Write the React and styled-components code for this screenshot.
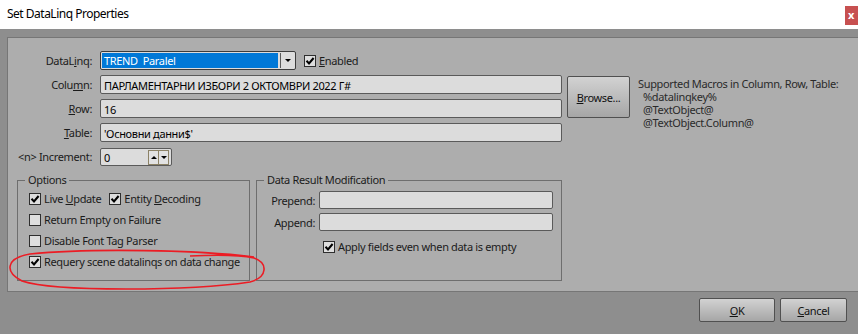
import React from 'react';
import styled, { createGlobalStyle } from 'styled-components';

const Global = createGlobalStyle`
  body {
    margin: 0;
    font-family: "Noto Sans", "Liberation Sans", sans-serif;
    font-size: 11px;
    letter-spacing: -0.35px;
    color: #1b1b1b;
  }
`;

const Window = styled.div`
  position: relative;
  width: 858px;
  height: 334px;
  overflow: hidden;
  background-color: #8e8e8e;
`;

const TitleBar = styled.div`
  height: 29px;
  display: flex;
  align-items: flex-start;
  background-color: #ffffff;
`;

const Title = styled.div`
  padding: 5px 0 0 7px;
  font-size: 12px;
  letter-spacing: -0.5px;
  color: #000000;
`;

const Close = styled.div`
  margin-left: auto;
  margin-top: 6px;
  width: 13px;
  height: 19px;
  background-color: #c75050;
  color: #ffffff;
  font-weight: bold;
  font-size: 11px;
  line-height: 18px;
  padding-left: 3px;
  box-sizing: border-box;
`;

const Body = styled.div`
  padding: 8px 0 0 7px;
`;

const Panel = styled.div`
  height: 255px;
  margin-right: -10px;
  box-sizing: border-box;
  background-color: #adadad;
  border: 1px solid #767676;
  padding-top: 13px;
`;

const Form = styled.div`
  display: grid;
  grid-template-columns: 84px 462px 63px auto;
  grid-template-rows: repeat(5, 19px);
  column-gap: 8px;
  row-gap: 5px;
`;

const Label = styled.div`
  grid-column: 1;
  text-align: right;
  line-height: 20px;
  white-space: nowrap;
`;

const FieldCell = styled.div`
  grid-column: 2;
  display: flex;
  align-items: center;
  gap: 8px;
`;

const Input = styled.div`
  width: ${p => p.width || '100%'};
  height: ${p => p.height || '19px'};
  box-sizing: border-box;
  background-color: #dcdcdc;
  border: 1px solid #5a5a5a;
  border-radius: 2px;
  padding: 1px 0 0 3px;
  display: flex;
  align-items: center;
  color: #000000;
  white-space: nowrap;
`;

const Combo = styled.div`
  width: 196px;
  height: 19px;
  box-sizing: border-box;
  border: 1px solid #3c3c3c;
  border-radius: 2px;
  background-color: #dcdcdc;
  display: flex;
  padding: 1px;
`;

const Selected = styled.div`
  flex: 1;
  background-color: #0078d7;
  color: #ffffff;
  padding-left: 2px;
  line-height: 16px;
  white-space: pre;
`;

const DropButton = styled.div`
  width: 13px;
  margin-left: 2px;
  border-left: 1px solid #5a5a5a;
  display: flex;
  align-items: center;
  justify-content: center;
`;

const Arrow = styled.div`
  width: 0;
  height: 0;
  border-left: 3px solid transparent;
  border-right: 3px solid transparent;
  ${p => (p.up ? 'border-bottom: 3px solid #000;' : 'border-top: 3px solid #000;')}
`;

const Spin = styled.div`
  margin-left: auto;
  margin-right: 2px;
  display: flex;
  height: 13px;
  border: 1px solid #8c8266;
`;

const SpinCell = styled.div`
  width: 9px;
  display: flex;
  align-items: center;
  justify-content: center;
  background-color: #e2e2e2;
  & + & {
    border-left: 1px solid #8c8266;
  }
`;

const Button = styled.div`
  width: ${p => p.width};
  height: ${p => p.height || '24px'};
  box-sizing: border-box;
  border: 1px solid #505050;
  border-radius: 2px;
  background: linear-gradient(#d2d2d2, #a6a6a6);
  display: flex;
  align-items: center;
  justify-content: center;
  color: #111111;
`;

const BrowseCell = styled.div`
  grid-column: 3;
  grid-row: 2 / 4;
  margin-left: -3px;
  padding-top: 1px;
  display: flex;
`;

const Macros = styled.div`
  grid-column: 4;
  grid-row: 2 / 6;
  margin-left: -3px;
  padding-top: 2px;
  line-height: 13px;
  color: #2a2a2a;
  white-space: nowrap;
`;

const MacroItem = styled.div`
  padding-left: 5px;
`;

const U = styled.span`
  text-decoration: underline;
`;

const CheckRow = styled.div`
  display: flex;
  align-items: center;
  gap: 3px;
  height: 21px;
  white-space: nowrap;
`;

const Box = styled.div`
  flex: none;
  width: 12px;
  height: 12px;
  box-sizing: border-box;
  border: 1px solid #2e2e2e;
  background-color: #dedede;
  display: flex;
  align-items: center;
  justify-content: center;
`;

const Groups = styled.div`
  display: flex;
  gap: 6px;
  margin: 6px 0 0 9px;
`;

const Group = styled.fieldset`
  margin: 0;
  min-width: 0;
  width: ${p => p.width};
  height: 109px;
  box-sizing: border-box;
  border: 1px solid #6e6e6e;
  padding: 0 0 0 11px;
`;

const Legend = styled.legend`
  margin-left: -4px;
  padding: 0 3px;
  line-height: 16px;
`;

const OptionLine = styled.div`
  display: flex;
  gap: 8px;
`;

const ModGrid = styled.div`
  display: grid;
  grid-template-columns: 50px 234px;
  grid-auto-rows: 18px;
  column-gap: 4px;
  row-gap: 4px;
  margin: 3px 0 0 -3px;
`;

const ModLabel = styled.div`
  text-align: right;
  line-height: 19px;
`;

const ApplyRow = styled.div`
  grid-column: 2;
  padding-left: 4px;
  margin-top: 1px;
`;

const Footer = styled.div`
  display: flex;
  justify-content: flex-end;
  gap: 5px;
  padding: 6px 11px 0 0;
`;

const Annotation = styled.svg`
  position: absolute;
  left: 0;
  top: 0;
  pointer-events: none;
`;

const Check = ({ checked, children }) => (
  <CheckRow>
    <Box>
      {checked && (
        <svg width="10" height="10" viewBox="0 0 10 10">
          <path d="M1.5 4.8 L4 7.5 L8.6 2" stroke="#000" strokeWidth="2" fill="none" />
        </svg>
      )}
    </Box>
    <span>{children}</span>
  </CheckRow>
);

export default function App() {
  return (
    <Window>
      <Global />
      <TitleBar>
        <Title>Set DataLinq Properties</Title>
        <Close>x</Close>
      </TitleBar>
      <Body>
        <Panel>
          <Form>
            <Label>DataL<U>i</U>nq:</Label>
            <FieldCell>
              <Combo>
                <Selected>TREND  Paralel</Selected>
                <DropButton><Arrow /></DropButton>
              </Combo>
              <Check checked><U>E</U>nabled</Check>
            </FieldCell>

            <Label>Colu<U>m</U>n:</Label>
            <FieldCell><Input>ПАРЛАМЕНТАРНИ ИЗБОРИ 2 ОКТОМВРИ 2022 Г#</Input></FieldCell>

            <Label><U>R</U>ow:</Label>
            <FieldCell><Input>16</Input></FieldCell>

            <Label><U>T</U>able:</Label>
            <FieldCell><Input>'Основни данни$'</Input></FieldCell>

            <Label>&lt;n&gt; Increment:</Label>
            <FieldCell>
              <Input width="72px" height="18px">
                0
                <Spin>
                  <SpinCell><Arrow up /></SpinCell>
                  <SpinCell><Arrow /></SpinCell>
                </Spin>
              </Input>
            </FieldCell>

            <BrowseCell>
              <Button width="63px" height="42px"><span><U>B</U>rowse...</span></Button>
            </BrowseCell>

            <Macros>
              Supported Macros in Column, Row, Table:
              <MacroItem>%datalinqkey%</MacroItem>
              <MacroItem>@TextObject@</MacroItem>
              <MacroItem>@TextObject.Column@</MacroItem>
            </Macros>
          </Form>

          <Groups>
            <Group width="233px">
              <Legend>Options</Legend>
              <OptionLine>
                <Check checked>Live <U>U</U>pdate</Check>
                <Check checked>Entity <U>D</U>ecoding</Check>
              </OptionLine>
              <Check>Return Empty on Failure</Check>
              <Check>Disable Font Tag Parser</Check>
              <Check checked>Requery scene datalinqs on data change</Check>
            </Group>
            <Group width="306px">
              <Legend>Data Result Modification</Legend>
              <ModGrid>
                <ModLabel>Prepend:</ModLabel>
                <Input height="18px" />
                <ModLabel>Append:</ModLabel>
                <Input height="18px" />
                <ApplyRow>
                  <Check checked>Apply fields even when data is empty</Check>
                </ApplyRow>
              </ModGrid>
            </Group>
          </Groups>
        </Panel>
        <Footer>
          <Button width="76px"><span><U>O</U>K</span></Button>
          <Button width="67px"><span><U>C</U>ancel</span></Button>
        </Footer>
      </Body>
      <Annotation width="858" height="334" viewBox="0 0 858 334">
        <path
          d="M254 257 C200 250 90 248 30 254 C6 258 4 272 22 281 C55 292 190 291 250 282 C268 277 268 263 254 258 C235 254 210 255 190 256"
          stroke="#ec1c24"
          strokeWidth="1.6"
          fill="none"
        />
      </Annotation>
    </Window>
  );
}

------------

Of the lines above, copy each that contains "React".

Write the React and styled-components code for this screenshot.
import React from 'react';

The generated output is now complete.